--- Start ---

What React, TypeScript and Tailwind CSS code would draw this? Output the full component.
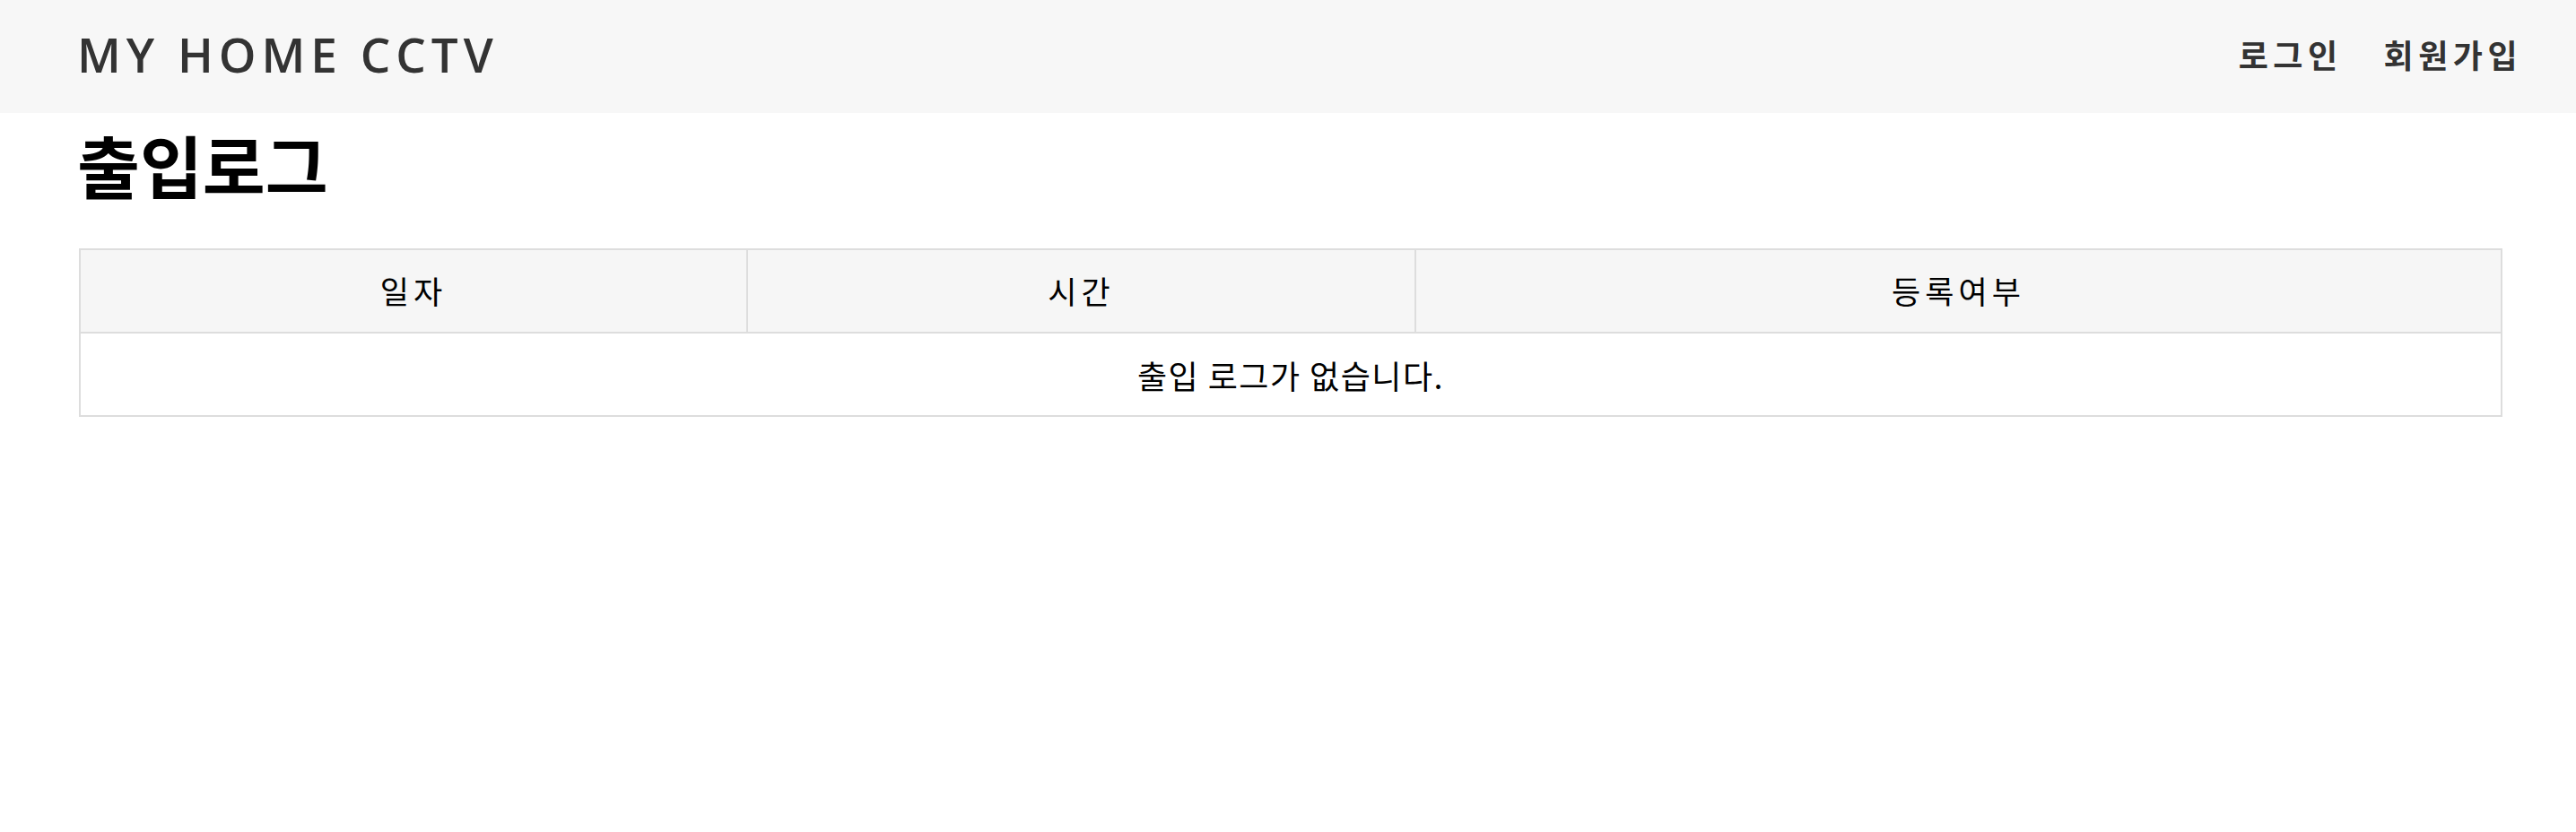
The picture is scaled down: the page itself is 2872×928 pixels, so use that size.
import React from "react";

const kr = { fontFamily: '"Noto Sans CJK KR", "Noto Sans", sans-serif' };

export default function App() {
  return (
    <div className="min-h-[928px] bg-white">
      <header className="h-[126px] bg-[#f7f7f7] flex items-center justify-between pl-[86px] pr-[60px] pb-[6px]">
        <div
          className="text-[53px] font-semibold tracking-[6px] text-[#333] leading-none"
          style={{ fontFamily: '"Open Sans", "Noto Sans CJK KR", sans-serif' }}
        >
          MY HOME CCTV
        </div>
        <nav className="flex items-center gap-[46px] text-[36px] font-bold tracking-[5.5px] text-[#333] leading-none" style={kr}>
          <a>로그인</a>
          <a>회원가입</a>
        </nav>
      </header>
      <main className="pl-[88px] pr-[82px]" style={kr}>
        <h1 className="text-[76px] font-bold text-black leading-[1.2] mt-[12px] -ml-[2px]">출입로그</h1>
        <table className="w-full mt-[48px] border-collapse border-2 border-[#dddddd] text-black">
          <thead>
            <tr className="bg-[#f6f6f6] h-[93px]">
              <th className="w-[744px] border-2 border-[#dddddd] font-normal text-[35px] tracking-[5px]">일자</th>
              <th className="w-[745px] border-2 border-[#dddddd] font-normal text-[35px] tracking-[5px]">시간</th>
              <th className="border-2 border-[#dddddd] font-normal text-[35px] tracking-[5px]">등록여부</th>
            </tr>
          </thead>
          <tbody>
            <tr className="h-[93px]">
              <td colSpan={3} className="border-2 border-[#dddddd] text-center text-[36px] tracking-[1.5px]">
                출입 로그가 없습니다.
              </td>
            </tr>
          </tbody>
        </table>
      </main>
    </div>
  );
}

--- End ---

Task instructions ▸ Return the whole listing, word for word, and leave out every picture.

Reply to the exercise ▸
What React, TypeScript and Tailwind CSS code would draw this? Output the full component.
The picture is scaled down: the page itself is 2872×928 pixels, so use that size.
import React from "react";

const kr = { fontFamily: '"Noto Sans CJK KR", "Noto Sans", sans-serif' };

export default function App() {
  return (
    <div className="min-h-[928px] bg-white">
      <header className="h-[126px] bg-[#f7f7f7] flex items-center justify-between pl-[86px] pr-[60px] pb-[6px]">
        <div
          className="text-[53px] font-semibold tracking-[6px] text-[#333] leading-none"
          style={{ fontFamily: '"Open Sans", "Noto Sans CJK KR", sans-serif' }}
        >
          MY HOME CCTV
        </div>
        <nav className="flex items-center gap-[46px] text-[36px] font-bold tracking-[5.5px] text-[#333] leading-none" style={kr}>
          <a>로그인</a>
          <a>회원가입</a>
        </nav>
      </header>
      <main className="pl-[88px] pr-[82px]" style={kr}>
        <h1 className="text-[76px] font-bold text-black leading-[1.2] mt-[12px] -ml-[2px]">출입로그</h1>
        <table className="w-full mt-[48px] border-collapse border-2 border-[#dddddd] text-black">
          <thead>
            <tr className="bg-[#f6f6f6] h-[93px]">
              <th className="w-[744px] border-2 border-[#dddddd] font-normal text-[35px] tracking-[5px]">일자</th>
              <th className="w-[745px] border-2 border-[#dddddd] font-normal text-[35px] tracking-[5px]">시간</th>
              <th className="border-2 border-[#dddddd] font-normal text-[35px] tracking-[5px]">등록여부</th>
            </tr>
          </thead>
          <tbody>
            <tr className="h-[93px]">
              <td colSpan={3} className="border-2 border-[#dddddd] text-center text-[36px] tracking-[1.5px]">
                출입 로그가 없습니다.
              </td>
            </tr>
          </tbody>
        </table>
      </main>
    </div>
  );
}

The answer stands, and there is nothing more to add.